Christophe Deloire, le secrétaire général de RSF, s’est réjouit de la décision qu'il qualifie "d'historique" pour la régulation de l'audiovisuel, la démocratie et le journalisme. "C'est une décision extrêmement importante et ce sera sans doute une décision historique", a-t-il réagi.
"L'Arcom, jusqu'ici, ne remplissait pas son rôle. La question n'est pas celle de préférer telle ou telle ligne éditoriale, c'est de parler des obligations de pluralisme", a-t-il poursuivi.

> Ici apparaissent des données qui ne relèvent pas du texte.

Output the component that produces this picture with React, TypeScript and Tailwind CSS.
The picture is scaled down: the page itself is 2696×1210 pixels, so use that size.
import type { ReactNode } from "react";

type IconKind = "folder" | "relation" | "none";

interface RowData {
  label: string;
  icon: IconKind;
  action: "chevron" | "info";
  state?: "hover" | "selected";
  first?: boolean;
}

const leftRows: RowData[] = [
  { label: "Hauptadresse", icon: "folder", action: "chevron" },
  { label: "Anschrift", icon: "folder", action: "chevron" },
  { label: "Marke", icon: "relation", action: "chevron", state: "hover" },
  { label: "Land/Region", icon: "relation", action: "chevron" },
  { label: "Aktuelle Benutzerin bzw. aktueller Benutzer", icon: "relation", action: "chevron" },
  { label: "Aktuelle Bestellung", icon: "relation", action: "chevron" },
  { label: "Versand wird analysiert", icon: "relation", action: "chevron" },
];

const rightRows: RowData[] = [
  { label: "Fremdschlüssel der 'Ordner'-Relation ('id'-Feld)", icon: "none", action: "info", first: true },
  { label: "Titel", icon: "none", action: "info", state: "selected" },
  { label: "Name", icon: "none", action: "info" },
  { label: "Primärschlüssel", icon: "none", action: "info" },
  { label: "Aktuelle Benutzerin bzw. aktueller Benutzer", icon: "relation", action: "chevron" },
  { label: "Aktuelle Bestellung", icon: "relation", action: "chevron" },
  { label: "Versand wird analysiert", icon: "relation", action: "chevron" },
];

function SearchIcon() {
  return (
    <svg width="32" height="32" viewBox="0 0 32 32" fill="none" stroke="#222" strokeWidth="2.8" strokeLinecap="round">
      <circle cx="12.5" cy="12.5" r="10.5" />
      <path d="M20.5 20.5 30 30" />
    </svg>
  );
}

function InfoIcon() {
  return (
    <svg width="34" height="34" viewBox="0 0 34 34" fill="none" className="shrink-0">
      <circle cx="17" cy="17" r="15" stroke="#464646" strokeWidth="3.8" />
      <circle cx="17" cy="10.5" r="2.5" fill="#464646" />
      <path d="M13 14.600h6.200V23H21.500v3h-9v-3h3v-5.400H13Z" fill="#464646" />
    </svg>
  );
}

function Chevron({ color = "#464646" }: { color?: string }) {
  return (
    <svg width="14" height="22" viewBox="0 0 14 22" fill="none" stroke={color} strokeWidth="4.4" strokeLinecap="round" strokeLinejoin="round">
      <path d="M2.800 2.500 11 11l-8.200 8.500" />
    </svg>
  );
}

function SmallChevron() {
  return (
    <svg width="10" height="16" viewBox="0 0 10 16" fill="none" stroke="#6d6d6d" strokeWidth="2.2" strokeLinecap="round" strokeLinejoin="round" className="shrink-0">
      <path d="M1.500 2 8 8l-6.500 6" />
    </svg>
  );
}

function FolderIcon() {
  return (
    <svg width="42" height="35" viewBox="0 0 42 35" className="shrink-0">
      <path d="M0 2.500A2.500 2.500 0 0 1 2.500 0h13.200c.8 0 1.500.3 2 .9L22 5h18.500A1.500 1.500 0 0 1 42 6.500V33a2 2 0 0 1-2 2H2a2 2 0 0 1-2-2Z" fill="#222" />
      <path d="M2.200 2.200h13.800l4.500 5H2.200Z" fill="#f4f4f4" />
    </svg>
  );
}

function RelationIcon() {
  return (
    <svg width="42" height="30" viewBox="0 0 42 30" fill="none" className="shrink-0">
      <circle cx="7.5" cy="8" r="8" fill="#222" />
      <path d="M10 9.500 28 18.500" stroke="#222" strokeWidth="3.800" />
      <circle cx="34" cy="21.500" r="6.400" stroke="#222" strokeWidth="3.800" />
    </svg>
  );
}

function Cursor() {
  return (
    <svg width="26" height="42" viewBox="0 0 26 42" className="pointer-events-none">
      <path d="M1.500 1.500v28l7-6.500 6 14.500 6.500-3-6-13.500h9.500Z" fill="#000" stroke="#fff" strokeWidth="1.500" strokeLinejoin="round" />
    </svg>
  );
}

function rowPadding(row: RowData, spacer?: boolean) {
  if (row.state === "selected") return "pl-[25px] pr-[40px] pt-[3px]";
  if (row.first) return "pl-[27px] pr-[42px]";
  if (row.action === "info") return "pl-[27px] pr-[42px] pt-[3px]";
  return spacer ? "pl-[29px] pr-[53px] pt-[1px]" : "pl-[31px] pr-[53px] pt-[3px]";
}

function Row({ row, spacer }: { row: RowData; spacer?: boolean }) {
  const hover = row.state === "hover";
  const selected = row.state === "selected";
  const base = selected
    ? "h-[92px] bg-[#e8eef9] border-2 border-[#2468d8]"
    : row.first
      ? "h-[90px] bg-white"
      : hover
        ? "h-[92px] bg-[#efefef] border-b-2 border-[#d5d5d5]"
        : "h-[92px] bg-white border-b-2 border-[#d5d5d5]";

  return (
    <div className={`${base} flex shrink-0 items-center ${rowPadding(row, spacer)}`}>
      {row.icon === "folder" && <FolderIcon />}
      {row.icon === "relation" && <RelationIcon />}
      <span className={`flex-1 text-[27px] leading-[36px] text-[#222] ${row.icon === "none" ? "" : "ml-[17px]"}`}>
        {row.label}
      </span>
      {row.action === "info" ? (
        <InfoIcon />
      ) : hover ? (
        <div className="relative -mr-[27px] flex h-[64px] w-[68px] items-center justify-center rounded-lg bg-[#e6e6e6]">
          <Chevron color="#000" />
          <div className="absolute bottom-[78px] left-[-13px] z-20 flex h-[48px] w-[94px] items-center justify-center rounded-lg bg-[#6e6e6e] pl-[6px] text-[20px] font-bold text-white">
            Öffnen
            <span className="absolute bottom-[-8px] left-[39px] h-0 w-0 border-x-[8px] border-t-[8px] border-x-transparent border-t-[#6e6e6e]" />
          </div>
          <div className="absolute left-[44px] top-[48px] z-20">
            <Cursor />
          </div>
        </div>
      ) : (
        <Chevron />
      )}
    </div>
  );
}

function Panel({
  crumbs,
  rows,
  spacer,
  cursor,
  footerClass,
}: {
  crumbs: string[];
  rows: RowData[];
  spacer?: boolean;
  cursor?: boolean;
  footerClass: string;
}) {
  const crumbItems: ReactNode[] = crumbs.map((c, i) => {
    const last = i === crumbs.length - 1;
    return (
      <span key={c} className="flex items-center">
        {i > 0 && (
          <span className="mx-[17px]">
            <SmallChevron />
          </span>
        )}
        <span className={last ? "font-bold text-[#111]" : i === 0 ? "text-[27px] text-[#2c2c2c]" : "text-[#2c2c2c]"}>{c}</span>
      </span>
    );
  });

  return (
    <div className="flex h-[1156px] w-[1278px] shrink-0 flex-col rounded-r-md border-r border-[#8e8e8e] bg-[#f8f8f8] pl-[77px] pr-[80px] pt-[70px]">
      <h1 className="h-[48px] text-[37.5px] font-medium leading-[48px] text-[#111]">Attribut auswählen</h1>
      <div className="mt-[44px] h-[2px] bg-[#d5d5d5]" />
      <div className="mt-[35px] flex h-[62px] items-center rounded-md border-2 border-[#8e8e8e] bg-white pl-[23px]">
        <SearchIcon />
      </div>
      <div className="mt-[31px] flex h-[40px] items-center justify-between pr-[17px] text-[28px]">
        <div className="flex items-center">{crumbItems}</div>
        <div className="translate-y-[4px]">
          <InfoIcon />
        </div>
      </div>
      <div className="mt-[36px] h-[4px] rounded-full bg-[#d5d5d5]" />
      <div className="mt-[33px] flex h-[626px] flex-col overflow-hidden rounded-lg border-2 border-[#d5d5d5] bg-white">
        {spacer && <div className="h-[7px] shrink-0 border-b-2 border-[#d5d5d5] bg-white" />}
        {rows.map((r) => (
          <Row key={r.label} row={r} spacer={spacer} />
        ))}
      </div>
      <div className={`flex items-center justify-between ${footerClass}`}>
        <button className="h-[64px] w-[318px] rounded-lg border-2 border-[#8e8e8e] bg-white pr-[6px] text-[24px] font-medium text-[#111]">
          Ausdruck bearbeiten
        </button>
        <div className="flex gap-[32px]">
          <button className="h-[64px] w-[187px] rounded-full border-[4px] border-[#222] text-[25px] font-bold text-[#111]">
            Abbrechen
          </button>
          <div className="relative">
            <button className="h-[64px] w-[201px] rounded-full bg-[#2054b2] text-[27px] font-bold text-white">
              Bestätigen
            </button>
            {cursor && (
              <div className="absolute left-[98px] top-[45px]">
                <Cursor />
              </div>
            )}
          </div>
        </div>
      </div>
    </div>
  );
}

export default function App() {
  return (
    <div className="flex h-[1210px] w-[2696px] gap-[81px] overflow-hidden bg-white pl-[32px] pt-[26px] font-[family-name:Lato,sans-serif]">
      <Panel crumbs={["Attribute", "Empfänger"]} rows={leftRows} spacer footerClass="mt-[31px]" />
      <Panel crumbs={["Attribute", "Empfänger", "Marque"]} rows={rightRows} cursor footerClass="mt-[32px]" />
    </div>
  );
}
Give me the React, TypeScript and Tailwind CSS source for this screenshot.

La décision du Conseil d'État exige de l'Arcom qu'elle repense la manière dont elle prend en compte la diversité des opinions représentées dans les programmes diffusés, incluant les chroniqueurs, animateurs et invités. L'Arcom devra évaluer de manière globale le pluralisme des opinions. Concrètement, cela signifie que CNews devra rééquilibrer la composition de ses plateaux, actuellement inclinés à droite.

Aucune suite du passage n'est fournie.